札幌市がまちづくりガイドライン
札幌市は老朽化による建築物建て替えが活発化する見込みの西区琴似本通地区を対象に、まちづくりガイドラインをまとめた。琴似・栄町通に接する敷地で広場や歩行空間の整備、建物1階部分への店舗・飲食店導入などに取り組んだ場合、容積率を最大200%加算することを検討。11月上旬の都市計画審議会に諮問し、12月中旬の計画決定を目指す。
琴似・栄町通を中心とする同地区の分譲マンション増加を背景に、歩きやすさの向上、商店やにぎわいの連続性を誘導するため、ガイドラインを策定した。
対象範囲は琴似・栄町通沿いの商業地域で、西区琴似1条1―7丁目、同2条1―7丁目、山の手3条1丁目、八軒1条西1丁目、同1条東1丁目の各一部。JR琴似駅や地下鉄東西線琴似駅、バスターミナル、西区役所・区民センターを含む。
容積率は誘導用途(商業施設、医療施設、社会福祉施設、文化交流施設など)の導入や歩道沿い空地、広場の整備によって最大120%の加算が可能。加えて、地下鉄琴似駅との地下接続で30―50%、地域交流拠点琴似の魅力をさらに高める取り組みでさらに最大80%加算できるが、加算容積率は200%を上限とした。
誘導用途には、1階部分のガラスファサードなどによる内部可視化をはじめ、歩行者の通行空間全面にピロティなど屋根のある空間、コージェネレーションシステムなどによるエネルギープラント、ZEB・ZEH―M(ネット・ゼロ・エネルギー・ビル/マンション)建築物、道路・公園・広場、公共駐輪場の各整備などを設定。それぞれ一定の容積率を加算できる。

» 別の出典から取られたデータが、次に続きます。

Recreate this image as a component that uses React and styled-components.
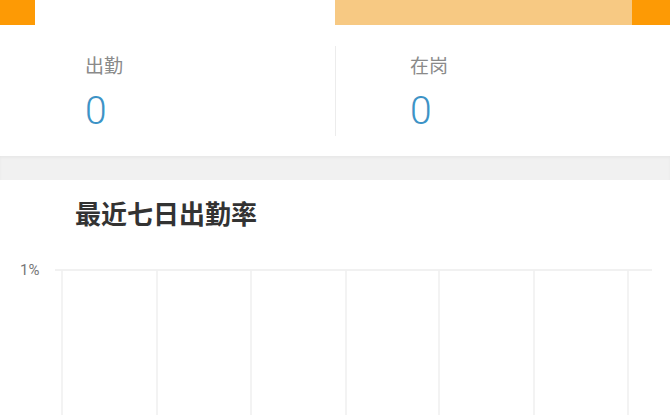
import React from "react";
import styled, { createGlobalStyle } from "styled-components";

const Global = createGlobalStyle`
    body {
        margin: 0;
        background: #fff;
        font-family: "Noto Sans CJK SC", "Noto Sans", sans-serif;
    }
`;

const Page = styled.div`
    width: 670px;
    height: 415px;
    overflow: hidden;
    display: flex;
    flex-direction: column;
`;

const TopBar = styled.div`
    flex-shrink: 0;
    height: 25px;
    display: flex;
`;

const Tab = styled.div`
    flex: ${p => p.grow || 0} 0 ${p => p.w || "auto"};
    background: ${p => p.bg};
`;

const Stats = styled.section`
    flex-shrink: 0;
    height: 131px;
    display: flex;
    align-items: center;
`;

const Stat = styled.div`
    width: 50%;
    height: 90px;
    box-sizing: border-box;
    padding: 7px 0 0 ${p => p.pl}px;
    border-left: ${p => p.divider ? "1px solid #ececec" : "none"};
    display: flex;
    flex-direction: column;
`;

const Label = styled.span`
    font-size: 19px;
    color: #8a8a8a;
    line-height: 24px;
`;

const Value = styled.span`
    font-family: Roboto, "Noto Sans", sans-serif;
    font-weight: 300;
    font-size: 39px;
    color: #3d93c6;
    line-height: 44px;
    margin-top: 12px;
`;

const Band = styled.div`
    flex-shrink: 0;
    height: 24px;
    background: #f1f1f1;
    box-shadow: inset 0 2px 3px rgba(0, 0, 0, 0.04);
`;

const Card = styled.section`
    flex: 1;
    min-height: 0;
    display: flex;
    flex-direction: column;
`;

const Title = styled.h2`
    margin: 0;
    padding: 17px 0 0 75px;
    font-size: 26px;
    font-weight: 700;
    color: #333;
    line-height: 32px;
`;

const Chart = styled.svg`
    display: block;
    flex-shrink: 0;
    margin-top: 10px;
`;

const xs = [62, 157, 251, 346, 439, 534, 628];

function RateChart() {
    return (
        <Chart width="670" height="180" viewBox="0 0 670 180">
            <text x="20" y="36" fontSize="15" fill="#777" fontFamily="Roboto, sans-serif">1%</text>
            <line x1="55" y1="31" x2="652" y2="31" stroke="#ececec" strokeWidth="1.5" />
            {xs.map(x => (
                <line key={x} x1={x} y1="31" x2={x} y2="180" stroke="#efefef" strokeWidth="1.5" />
            ))}
        </Chart>
    );
}

export default function App() {
    return (
        <Page>
            <Global />
            <TopBar>
                <Tab w="35px" bg="#fd9a05" />
                <Tab grow={1} bg="#fff" />
                <Tab w="297px" bg="#f7c983" />
                <Tab w="38px" bg="#fd9a05" />
            </TopBar>
            <Stats>
                <Stat pl={85}>
                    <Label>出勤</Label>
                    <Value>0</Value>
                </Stat>
                <Stat pl={74} divider>
                    <Label>在岗</Label>
                    <Value>0</Value>
                </Stat>
            </Stats>
            <Band />
            <Card>
                <Title>最近七日出勤率</Title>
                <RateChart />
            </Card>
        </Page>
    );
}
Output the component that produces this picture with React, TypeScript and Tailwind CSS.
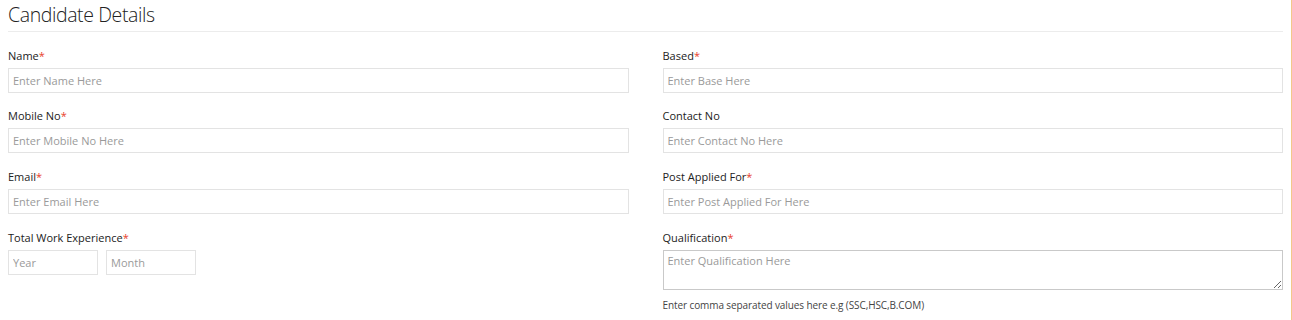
import type { ReactNode } from 'react';

const inputCls =
  'block w-full h-[25px] border border-[#e3e3e3] bg-white px-[4px] text-[11px] text-[#333] placeholder:text-[#9a9a9a] outline-none';

function Field({
  label,
  required,
  first,
  children,
}: {
  label: string;
  required?: boolean;
  first?: boolean;
  children: ReactNode;
}) {
  return (
    <div className={first ? 'mb-[12px]' : 'mb-[13px]'}>
      <div className="h-[20px] pt-[2px] leading-[18px] mb-[3px] text-[11px] text-[#222]">
        {label}
        {required && <span className="text-[#e8412c]">*</span>}
      </div>
      {children}
    </div>
  );
}

export default function App() {
  return (
    <div className="w-[1292px] h-[320px] bg-white border-r border-[#f3c889] font-['Open_Sans',sans-serif] overflow-hidden">
      <div className="px-[8px]">
        <h1 className="pt-[2px] h-[32px] text-[19.5px] leading-[26px] font-light tracking-[-0.4px] text-[#222] border-b border-[#ececec]">
          Candidate Details
        </h1>

        <div className="grid grid-cols-2 gap-x-[34px] pt-[13px]">
          {/* left column */}
          <div>
            <Field label="Name" required first>
              <input className={inputCls} placeholder="Enter Name Here" />
            </Field>
            <Field label="Mobile No" required>
              <input className={inputCls} placeholder="Enter Mobile No Here" />
            </Field>
            <Field label="Email" required>
              <input className={inputCls} placeholder="Enter Email Here" />
            </Field>
            <Field label="Total Work Experience" required>
              <div className="flex gap-[8px]">
                <input className={inputCls + ' !w-[90px]'} placeholder="Year" />
                <input className={inputCls + ' !w-[90px]'} placeholder="Month" />
              </div>
            </Field>
          </div>

          {/* right column */}
          <div>
            <Field label="Based" required first>
              <input className={inputCls} placeholder="Enter Base Here" />
            </Field>
            <Field label="Contact No">
              <input className={inputCls} placeholder="Enter Contact No Here" />
            </Field>
            <Field label="Post Applied For" required>
              <input className={inputCls} placeholder="Enter Post Applied For Here" />
            </Field>
            <Field label="Qualification" required>
              <textarea
                className="block w-full h-[40px] border border-[#c9c9c9] bg-white px-[4px] py-[3px] text-[11px] leading-[14px] text-[#333] placeholder:text-[#9a9a9a] outline-none"
                placeholder="Enter Qualification Here"
              />
              <p className="mt-[9px] text-[10px] leading-[13px] tracking-[-0.1px] text-[#444]">
                Enter comma separated values here e.g (SSC,HSC,B.COM)
              </p>
            </Field>
          </div>
        </div>
      </div>
    </div>
  );
}
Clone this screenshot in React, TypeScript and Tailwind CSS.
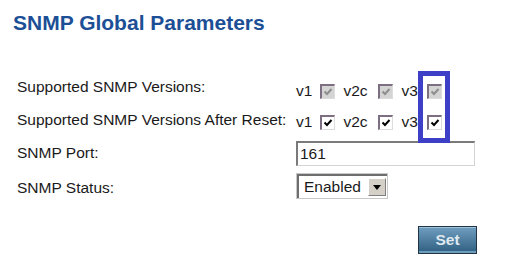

地区計画で整備したオープンスペースでは、ベンチの設置やキッチンカーの配置など日常的な活用やイベントの開催で、にぎわい創出を図る。
23日に開いた地域説明会では、参加者から容積率加算によって日照権のトラブルが生まれるといった声や歩道のセットバック、ロードヒーティングの敷設費用負担に応じない地権者がいた場合、道の連続性がなくなるという懸念も上がった。
地区計画は12月中旬の計画決定・告示を経て、2023年3月下旬に建築物の制限に関する条例を改正する見通しだ。
エリア内のある地権者は「このガイドラインにより、一帯の老朽ビルの建て替えが盛んになれば」と期待している。